Smith expects gas prices will now average $6.15/MMBtu (Henry Hub) in 2007, down 25 cents from a previous forecast of $6.40/MMBtu. Prices were revised to $5.35 from $5.65 in 2Q2007; to $6.15 from $6.60 in 3Q2007; and to $6.80 from $7.05 in 4Q2007. In 2008, Smith now expects prices to average $6.35/MMBtu, down from a previous estimate of $6.60. The 2009 gas price was revised to $6.40 from $6.55, and in 2010 the price was revised to $6.40 from $6.45.

"While winter finally arrived, 10 short weeks is all that remains of the natural gas withdrawal season," wrote C.K. Cooper & Co.'s Philip J. McPherson, director of research. In a note to clients, McPherson said that even with the rise in gas futures to more than $7.50/Mcf following the latest two-week cold snap, the contract "quickly reversed to the $7.00/Mcf level. We continue to believe that natural gas is heading back to the December lows of approximately $6.00/Mcf. Simply stated, there is just too much gas in storage."

McPherson said if winter continues to remain cold and the average weekly withdrawals are met, storage would still finish this season at April 2002 levels (1,492 Bcf), when gas prices were below $4/Mcfe. He advised investors to use the recent strength in gas-weighted issues to reposition toward "a more oil-weighted energy portfolio," or companies with "zero correlation to U.S. natural gas prices."

John Gerdes of SunTrust Robinson Humphrey/the Gerdes Group also expects storage levels to be high at the end of the season, but he was more optimistic in his outlook for prices.
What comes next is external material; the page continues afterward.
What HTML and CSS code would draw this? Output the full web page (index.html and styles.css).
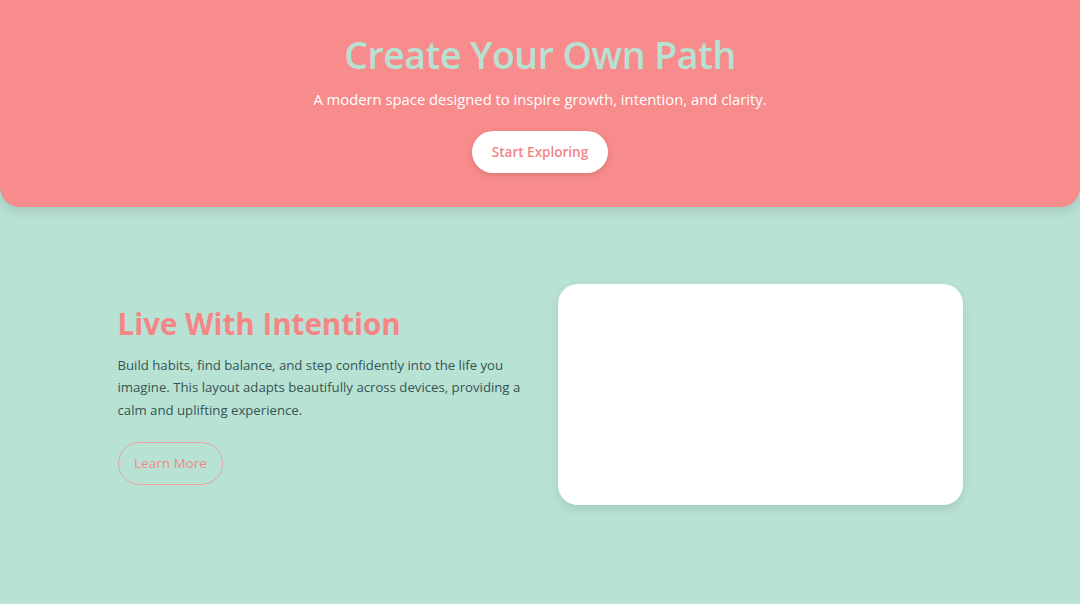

Gerdes said current weather forecasts "continue to paint a bullish near-term picture, and the lack of a strong gas price response is likely attributable to traders looking past the current weather cycle toward an expectation of mild conditions in mid February." He noted that for the current week the National Oceanic Atmospheric Administration is forecasting 221 total degree days (TDD), which is 5% higher sequentially and 14% above the long-term average.

With a minimum of two to three greater-than-average storage withdrawals in upcoming weeks, "inventories exiting the heating season should approximate 1,700 Bcf, roughly the same as last year," Gerdes noted. However, "even exiting the heating season with +1,700 Bcf in storage, supply-side adjustments appear likely to support stronger gas prices over the next 12-18 months."

Gerdes' forecast puts average oil prices through 2007 at $61/bbl WTI and gas at $7.44/Mcf Henry Hub. Those prices, he said, "should result in the unwinding of the fuel switching evidenced last year favoring burning natural gas over residual fuel oil. Consequently, we expect fuel switching to residual oil to arrest overall growth in gas-fired power generation this year."

Oil prices below $60/bbl would "provide a significant price advantage to burning residual fuel oil over natural gas," Gerdes wrote. "Notably, over the past six months in a +$7 price environment, our analysis suggests industrial demand recovered 1+ Bcf/d year-over-year. The recovery in industrial gas demand is a blend of high-gas-price comparisons associated with hurricane-disrupted supply and genuinely stronger industrial demand in a lower gas price environment."

If gas prices for 2007 average around $7.44/Mcf, "U.S. gas drilling activity should remain stable to decline modestly. Given that Canadian gas producer cash margins are about 20% weaker, we expect Canadian gas well completions to be at least 10% below last year." Last week's Baker Hughes report indicated a 26-rig decline in the U.S. gas rig count to 1,440, which "appears to suggest that recent upward momentum in the survey may not be indicative of acceleration in drilling activity. Given that E&P companies are 10% free cash flow negative in a $7.50 gas price environment, one possible explanation for recent drilling activity strength may be mild weather conditions."